Grassroots sanctuary city campaign will be key ballot item this November
Tucson enjoyed a small dose of internet fame this past week, as a local man (#GreenShirtGuy) went viral after laughing at protesters opposing a ballot initiative that could make Tucson a sanctuary city.
But views and clicks will not determine the fate of the ballot. That will be up to voters this November.
Tucson Families Free & Together, the campaign to make Tucson a sanctuary city, began in December 2018 — but it wasn’t until July 3 that the People’s Defense Initiative, the organization that started the campaign, submitted thousands of signatures to get the petition on this November's ballot.
Exactly 9,241 signatures were needed, said Zaira Livier, executive director of People’s Defense Initiative and chair of Tucson Families Free & Together. The community-led group submitted double the signatures, around 18,000. Once reviewed by city officials, 17,403 of those signatures were found to be eligible, Livier said.
“To our knowledge, we are the first community in the country to push its own people-led initiative for sanctuary city policy in the history of this nation,” Livier said.
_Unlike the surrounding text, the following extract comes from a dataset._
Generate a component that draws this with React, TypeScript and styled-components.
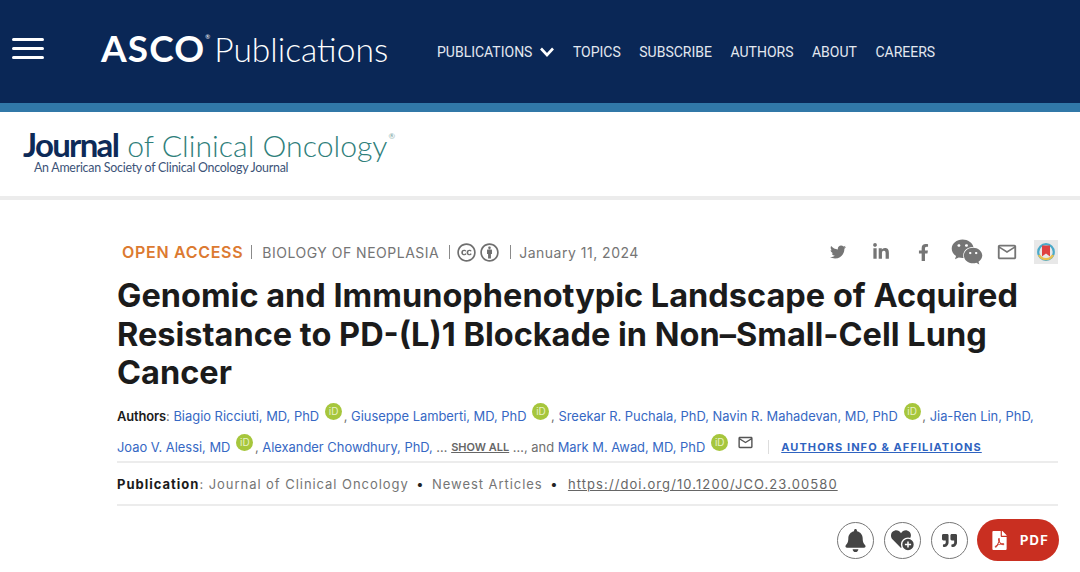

According to Livier, now more than ever, a sanctuary city is crucial because of the current political climate. If voters vote yes on making Tucson a sanctuary city, it will not only mean a lot for the migrant community, but also for the larger communities surrounding Tucson, Livier said.
According to the Arizona Daily Star, the City of Tucson has been an “Immigrant Welcoming City” since 2012. Though this welcoming gives immigrants some protection, the sanctuary city initiative would make a bigger impact if passed.
“Schools, hospitals, clinics and houses of worship will be off-limits from immigration enforcement,” Livier said. “New protections for victims of domestic violence and sexual assault, including children, and increased reporting of crimes that often go undetected.”
Additionally, 15-plus new civil rights and liberties will be implemented into law, according to Livier.
Tucson Families Free & Together, the community-led grassroots effort, was introduced by People’s Defense Initiative in hopes to create policies that protect and defend all people, but the focus is on two primary fields: immigration and criminal justice.
Tucson has been victim to several unfair immigration policies, according to Livier. “As a charter city, we not only have the constitutional right to defend our community, but we also have the absolute responsibility to do so,” she said.
Livier expects that in the future Tucson will become a city where all individuals can live their lives without fear. “We expect that Tucson will become a more inclusive and equitable city,” she said, “a city where everyone can thrive, regardless of their immigration status.”
Jose, a Deferred Action for Childhood Arrivals recipient, has no doubt that Tucson will do the right thing come November. “I think a lot of people will show up to the polls in November,” he said. “Especially the young voters. They’ll be the ones who will speak up for us who can’t. I really believe that they will stand up for what’s right.”
According to News 4 Tucson, the Pima County Republican Party filed a lawsuit against the City of Tucson on Friday, June 12. In a news release, the Republican party wrote they believed “40 percent of the signatures submitted are either invalid or fraudulent.”
The group also writes that they want the required number of signatures to get on the ballot to be raised from 9,241 to 12,400.
On July 2, the Pima County Republican Party took to Facebook to address the sanctuary city petition, stating an effort to audit the signatures. “If enough unqualified signatures are discovered, Pima GOP will challenge these petitions through every legal process available so that this misguided effort never reaches the ballot,” the group wrote.
On June 3, People’s Defense Initiative, several volunteers and supporters of the sanctuary city campaign gathered before submitting the thousands of signatures to the City Clerk's office.
In a video of the gathering, Livier said, “to our undocumented community, we love you, we appreciate you, you are safe," she said. "We want you here and we’re ready to fight for you. That is the message that we’re willing to die on a hill for.”